What if we could somehow transfer human knowledge about the world to an agent? How can we extract all this information? How can we create a model out of it? Answer is an Imitation Learning.

The idea of Imitation Learning (IL) is in direct feeding an agent with information about environment and then mimicking it. Instead of trying to learn from rewards or from manually created reward function, an expert (typically a human) provides us with a set of demonstrations. The agent then tries to learn the optimal policy by imitating the expert’s decisions.

IL techniques aim to mimic human behavior in each given task. An agent is trained to perform a task from demonstrations by mapping between observations and actions. The paradigm of learning by imitation is gaining popularity because it makes easier teaching complex tasks to an Agent must easier. Only basic knowledge of the task is needed. Generic imitation learning methods could potentially reduce the problem of teaching a task to that of providing demonstrations, without the need for designing reward functions for specific task.

It sounds good, but what about real life? Unity has recently released ML-Agents toolkit. It is an open-source project that allows games and simulations to serve as environments for the training of intelligent agents. They can be trained using reinforcement learning, imitation learning, neuroevolution, or other machine learning methods through a simple-to-use Python API. You can learn more here: https://unity3d.com/machine-learning. ML-Agents provide a central platform where advances in AI can be evaluated on Unity’s rich environments and then made accessible to the wider research and game developer communities.

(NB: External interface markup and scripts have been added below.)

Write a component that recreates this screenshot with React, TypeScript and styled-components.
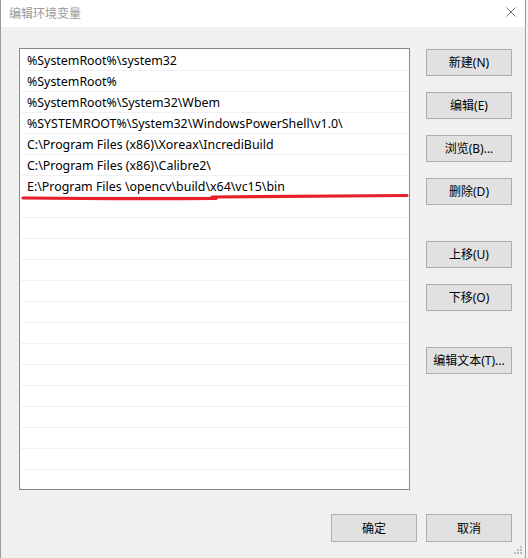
import styled, { createGlobalStyle } from "styled-components"

const GlobalStyle = createGlobalStyle`
  html, body {
    margin: 0;
    padding: 0;
    background: #f4f4f4;
  }
  body {
    font-family: "Noto Sans", "Noto Sans CJK SC", sans-serif;
    font-size: 12px;
  }
`

const Window = styled.div`
  width: 524px;
  height: 558px;
  border-left: 1px solid #9c9c9c;
  border-right: 1px solid #9c9c9c;
  background: #f0f0f0;
  display: flex;
  flex-direction: column;
  overflow: hidden;
`

const TitleBar = styled.header`
  height: 27px;
  flex: none;
  background: #ffffff;
  display: flex;
  align-items: center;
  justify-content: space-between;
  padding-left: 8px;
  padding-right: 9px;
`

const Title = styled.span`
  color: #9a9a9a;
  font-family: "Noto Sans CJK SC", sans-serif;
  font-size: 12px;
  line-height: 1;
  margin-top: -2px;
`

const Close = styled.span`
  width: 10px;
  height: 10px;
  display: flex;
  margin-top: -3px;
`

const Content = styled.section`
  display: flex;
  gap: 16px;
  padding-left: 18px;
  padding-top: 21px;
`

const List = styled.div`
  position: relative;
  width: 387px;
  height: 439px;
  border: 1px solid #828790;
  background: #ffffff;
  padding: 1px 1px 0;
  overflow: hidden;
  box-sizing: content-box;
`

const Row = styled.div`
  height: 20px;
  border-bottom: 1px solid #f0f0f0;
  padding-left: 6px;
  display: flex;
  align-items: center;
  color: #000000;
  font-size: 12.4px;
  white-space: nowrap;
`

const Mark = styled.svg`
  position: absolute;
  left: 0;
  top: 0;
  pointer-events: none;
`

const Side = styled.div`
  display: flex;
  flex-direction: column;
  gap: 16px;
  padding-top: 1px;
`

const Button = styled.button<{ $spaced?: boolean }>`
  width: 86px;
  height: 27px;
  margin-top: ${(p) => (p.$spaced ? "20px" : "0")};
  background: #e1e1e1;
  border: 1px solid #adadad;
  border-radius: 0;
  padding: 0 0 1px;
  color: #000000;
  font-family: "Noto Sans", "Noto Sans CJK SC", sans-serif;
  font-size: 12px;
  display: flex;
  align-items: center;
  justify-content: center;
`

const Footer = styled.footer`
  position: relative;
  display: flex;
  justify-content: flex-end;
  gap: 9px;
  padding-right: 13px;
  margin-top: 24px;
`

const WideButton = styled(Button)`
  height: 28px;
`

const Grip = styled.svg`
  position: absolute;
  right: 3px;
  top: 32px;
`

const paths = [
  "%SystemRoot%\\system32",
  "%SystemRoot%",
  "%SystemRoot%\\System32\\Wbem",
  "%SYSTEMROOT%\\System32\\WindowsPowerShell\\v1.0\\",
  "C:\\Program Files (x86)\\Xoreax\\IncrediBuild",
  "C:\\Program Files (x86)\\Calibre2\\",
  "E:\\Program Files \\opencv\\build\\x64\\vc15\\bin",
]

const rows = [...paths, ...Array(14).fill("")]

export default function App() {
  return (
    <>
      <GlobalStyle />
      <Window>
        <TitleBar>
          <Title>编辑环境变量</Title>
          <Close>
            <svg width="10" height="10" viewBox="0 0 10 10">
              <path d="M0.5 0.5 L9.5 9.5 M9.5 0.5 L0.5 9.5" stroke="#777" strokeWidth="1" fill="none" />
            </svg>
          </Close>
        </TitleBar>

        <Content>
          <List>
            {rows.map((text, i) => (
              <Row key={i}>{text}</Row>
            ))}
            <Mark width="391" height="200">
              <path d="M3 149 Q90 150 196 149.5" stroke="#e8202a" strokeWidth="3.2" fill="none" strokeLinecap="round" />
              <path d="M192 148 Q300 147 387 146.5" stroke="#e8202a" strokeWidth="3.2" fill="none" strokeLinecap="round" />
            </Mark>
          </List>

          <Side>
            <Button>新建(N)</Button>
            <Button>编辑(E)</Button>
            <Button>浏览(B)...</Button>
            <Button>删除(D)</Button>
            <Button $spaced>上移(U)</Button>
            <Button>下移(O)</Button>
            <Button $spaced>编辑文本(T)...</Button>
          </Side>
        </Content>

        <Footer>
          <WideButton>确定</WideButton>
          <WideButton>取消</WideButton>
          <Grip width="8" height="8" viewBox="0 0 8 8">
            <g fill="#bdbdbd">
              <rect x="6" y="0" width="2" height="2" />
              <rect x="3" y="3" width="2" height="2" />
              <rect x="6" y="3" width="2" height="2" />
              <rect x="0" y="6" width="2" height="2" />
              <rect x="3" y="6" width="2" height="2" />
              <rect x="6" y="6" width="2" height="2" />
            </g>
          </Grip>
        </Footer>
      </Window>
    </>
  )
}
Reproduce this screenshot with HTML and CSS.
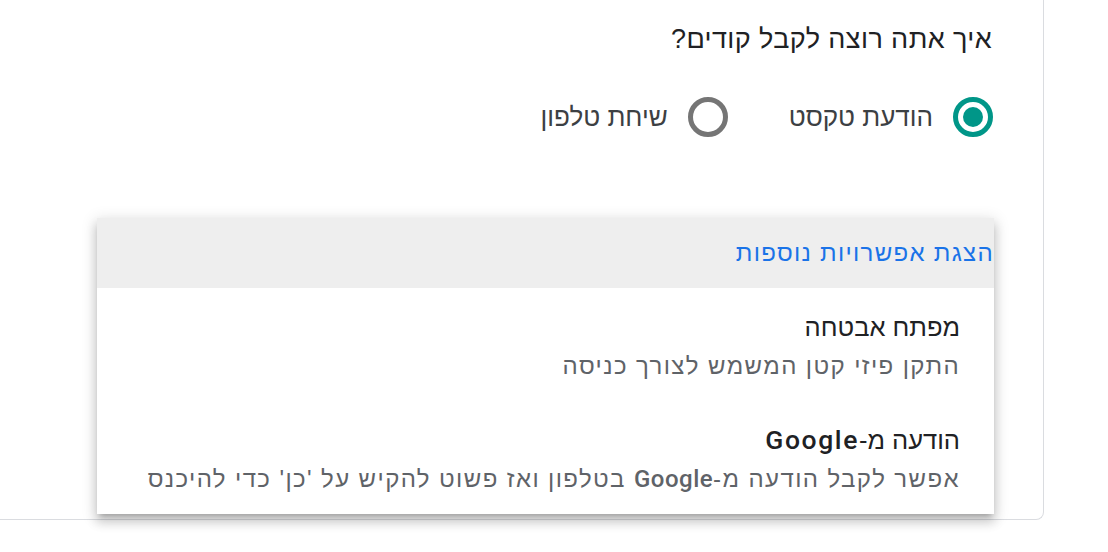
FILE: index.html
```html
<!DOCTYPE html>
<html lang="he" dir="rtl">
<head>
<meta charset="utf-8">
<title>קבלת קודים</title>
<link rel="stylesheet" href="styles.css">
</head>
<body>
<div class="card">
  <div class="question">איך אתה רוצה לקבל קודים?</div>
  <div class="radios">
    <label class="option">
      <span class="radio checked"></span>
      <span class="option-text">הודעת טקסט</span>
    </label>
    <label class="option">
      <span class="radio"></span>
      <span class="option-text">שיחת טלפון</span>
    </label>
  </div>

  <div class="menu">
    <div class="menu-header">הצגת אפשרויות נוספות</div>
    <div class="menu-item">
      <div class="item-title">מפתח אבטחה</div>
      <div class="item-desc">התקן פיזי קטן המשמש לצורך כניסה</div>
    </div>
    <div class="menu-item">
      <div class="item-title">הודעה מ-<span class="latin">Google</span></div>
      <div class="item-desc">אפשר לקבל הודעה מ-<b class="brand">Google</b> בטלפון ואז פשוט להקיש על 'כן' כדי להיכנס</div>
    </div>
  </div>
</div>
</body>
</html>
```

FILE: styles.css
```css
html, body {
  margin: 0;
  padding: 0;
  background: #ffffff;
}

body {
  direction: rtl;
  font-family: "Liberation Sans", Arial, sans-serif;
  width: 1108px;
  height: 552px;
  overflow: hidden;
}

.card {
  position: relative;
  box-sizing: border-box;
  width: 1044px;
  height: 520px;
  margin-left: 0;
  margin-right: auto;
  border-right: 1px solid #dadce0;
  border-bottom: 1px solid #dadce0;
  border-bottom-right-radius: 8px;
  padding: 23px 51px 0 0;
}

.question {
  font-size: 27px;
  line-height: 32px;
  letter-spacing: 0.4px;
  color: #202124;
}

.radios {
  display: flex;
  align-items: center;
  gap: 61px;
  margin-top: 42px;
  margin-right: -1px;
}

.option {
  display: flex;
  align-items: center;
  gap: 20px;
}

.radio {
  box-sizing: border-box;
  width: 40px;
  height: 40px;
  border: 5px solid #757575;
  border-radius: 50%;
  display: flex;
  align-items: center;
  justify-content: center;
}

.radio.checked {
  border-color: #009688;
}

.radio.checked::after {
  content: "";
  width: 20px;
  height: 20px;
  border-radius: 50%;
  background: #009688;
}

.option-text {
  font-size: 26px;
  line-height: 32px;
  color: #3c4043;
}

.menu {
  position: absolute;
  left: 97px;
  top: 218px;
  width: 897px;
  background: #ffffff;
  font-family: "Liberation Sans", Arial, sans-serif;
  box-shadow: 0 5px 5px -3px rgba(0, 0, 0, 0.2),
              0 8px 10px 1px rgba(0, 0, 0, 0.14),
              0 3px 14px 2px rgba(0, 0, 0, 0.12);
}

.menu-header {
  height: 70px;
  display: flex;
  align-items: center;
  padding-right: 0;
  background: #eeeeee;
  color: #1a73e8;
  font-size: 24px;
  letter-spacing: 1.3px;
}

.menu-item {
  padding: 23px 34px 21px 34px;
}

.item-title {
  font-size: 25.5px;
  line-height: 32px;
  color: #202124;
}

.item-desc {
  margin-top: 9px;
  font-size: 24px;
  line-height: 28px;
  letter-spacing: 1.4px;
  color: #5f6368;
}

.latin,
.brand {
  font-family: Roboto, "Liberation Sans", sans-serif;
  font-weight: 500;
}

.latin {
  font-size: 26.5px;
  letter-spacing: 1.6px;
}

.brand {
  letter-spacing: 0.5px;
}
```
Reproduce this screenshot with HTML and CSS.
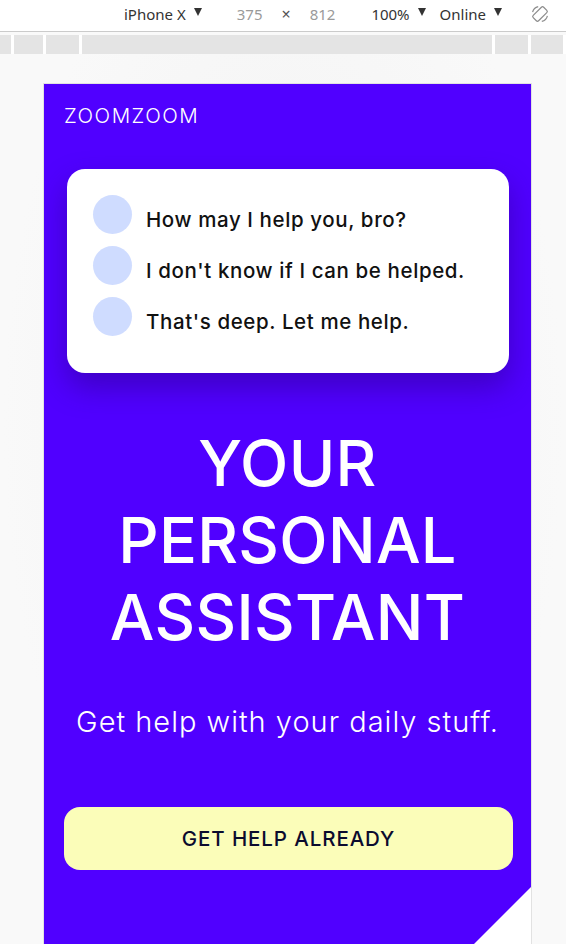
FILE: index.html
```html
<!DOCTYPE html>
<html lang="en">
<head>
<meta charset="utf-8">
<title>ZOOMZOOM</title>
<link rel="stylesheet" href="styles.css">
</head>
<body>
<div class="toolbar">
  <span class="device">iPhone X</span><span class="caret"></span>
  <span class="dim w">375</span><span class="times">&#215;</span><span class="dim">812</span>
  <span class="zoom">100%</span><span class="caret"></span>
  <span class="net">Online</span><span class="caret"></span>
  <svg class="rotate" width="20" height="20" viewBox="0 0 20 20" fill="none" stroke="#8c8c8c" stroke-width="1.2">
    <rect x="6.2" y="2.6" width="7.6" height="14.8" rx="1.6" transform="rotate(45 10 10)"/>
    <path d="M2.6 8.2 A7.6 7.6 0 0 1 8.2 2.6"/>
    <path d="M17.4 11.8 A7.6 7.6 0 0 1 11.8 17.4"/>
  </svg>
</div>
<div class="rulers">
  <div class="seg s1"></div><div class="seg s2"></div><div class="seg s3"></div>
  <div class="seg grow"></div><div class="seg s3"></div><div class="seg s4"></div>
</div>
<div class="stage">
  <div class="phone">
    <header class="logo">ZOOMZOOM</header>
    <section class="card">
      <div class="msg"><span class="avatar"></span><span class="line">How may I help you, bro?</span></div>
      <div class="msg"><span class="avatar"></span><span class="line">I don't know if I can be helped.</span></div>
      <div class="msg"><span class="avatar"></span><span class="line">That's deep. Let me help.</span></div>
    </section>
    <h1 class="title">YOUR<br>PERSONAL<br>ASSISTANT</h1>
    <p class="sub">Get help with your daily stuff.</p>
    <button class="cta">GET HELP ALREADY</button>
    <div class="corner"></div>
  </div>
</div>
</body>
</html>
```
FILE: styles.css
```css
html, body { margin: 0; padding: 0; }
body {
  background: #f9f9f9;
  font-family: Inter, "DejaVu Sans", sans-serif;
  height: 944px;
  overflow: hidden;
}
.toolbar {
  box-sizing: border-box;
  height: 32px;
  padding-bottom: 4px;
  background: #ffffff;
  border-bottom: 1px solid #cbcbcb;
  display: flex;
  align-items: center;
  padding-left: 124px;
  font-family: "Noto Sans", "Open Sans", sans-serif;
  font-size: 15px;
  color: #333;
  white-space: nowrap;
}
.caret {
  width: 0;
  height: 0;
  border-left: 4.5px solid transparent;
  border-right: 4.5px solid transparent;
  border-top: 8px solid #333;
  margin-left: 8px;
  margin-top: -3px;
}
.dim { color: #9a9a9a; }
.w { margin-left: 35px; }
.times { margin: 0 19px; color: #555; font-size: 16px; }
.zoom { margin-left: 36px; }
.net { margin-left: 14px; }
.rotate { margin-left: 28px; margin-top: 0; }
.rulers {
  margin-top: 3px;
  height: 19px;
  display: flex;
  gap: 3px;
  padding-right: 3px;
  background: #ffffff;
}
.seg { background: #e4e4e4; }
.s1 { width: 11px; }
.s2 { width: 29px; }
.s3 { width: 33px; }
.s4 { width: 32px; }
.grow { flex: 1; }
.stage {
  padding: 29px 0 0 43px;
  background: radial-gradient(ellipse at 50% 40%, #f2f2f2 0%, #f9f9f9 70%);
}
.phone {
  position: relative;
  width: 487px;
  height: 900px;
  background: #5000ff;
  border: 1px solid #e2e2e2;
  overflow: hidden;
  color: #fff;
}
.logo {
  padding: 21px 0 0 20px;
  font-size: 20.5px;
  font-weight: 300;
  letter-spacing: 1.5px;
  line-height: 22px;
}
.card {
  margin: 42px 22px 0 23px;
  background: #fff;
  border-radius: 18px;
  padding: 26px 26px 37px;
  box-shadow: 0 14px 30px rgba(40, 0, 120, 0.45);
  display: flex;
  flex-direction: column;
  gap: 12px;
  color: #111;
}
.msg {
  display: flex;
  align-items: center;
  gap: 14px;
  height: 39px;
}
.line {
  font-size: 20.5px;
  font-weight: 500;
  letter-spacing: 0.6px;
  padding-top: 10px;
}
.avatar {
  width: 39px;
  height: 39px;
  border-radius: 50%;
  background: #cfdcff;
  flex: none;
}
.title {
  margin: 52px 0 0;
  text-align: center;
  font-size: 63px;
  font-weight: 500;
  line-height: 77px;
  letter-spacing: 0.3px;
}
.sub {
  margin: 48px 0 0;
  text-align: center;
  font-size: 29px;
  font-weight: 300;
  letter-spacing: 1px;
}
.cta {
  display: block;
  margin: 68px 18px 0 20px;
  width: calc(100% - 38px);
  height: 63px;
  border: 0;
  border-radius: 16px;
  background: #fbfdb9;
  color: #0b0b2e;
  font-family: Inter, "DejaVu Sans", sans-serif;
  font-size: 20.5px;
  font-weight: 500;
  letter-spacing: 0.9px;
}
.corner {
  position: absolute;
  right: 0;
  top: 803px;
  width: 100px;
  height: 100px;
  background: #fff;
  clip-path: polygon(100% 0, 100% 100%, 0 100%);
}
```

In this simple project we will use ML-Agents Version: Release 1 with Unity 2018.4.19f1. Source code is available here: https://github.com/pmchrist/ml-agents

Assumption

There are several different ideas behind this project. First, to see if Imitation Learning can actually speed up Agent training? Are we bound to the Expert’s performance of the demonstrations? How many demonstrations are needed to train Agents? Could the expert possibly pass his “playstyle” to the agent and make him follow some unnecessary rules?

Project Overview

We are not going to get into the details of how Unity works, but we are going to cover some basics that are needed to understand the project. The main window of Unity is divided into sub-windows: Project (shows all available Assets), Scene (here we create our Environment and place an Agent in the world), Hierarchy (list of Objects in Scene), Inspector (shows the parameters and scripts attached to the selected object in the scene), Game (window where we can see how Agent performs).

Window of Unity Editor

Our Scene (simulation environment) is very simple. It consists of 4 main parts: Floor with Walls (only impenetrable colliders), Target (a cube that must be pushed by an Agent into a green zone), Goal (green zone that triggers End when Target is in it) and Agent himself.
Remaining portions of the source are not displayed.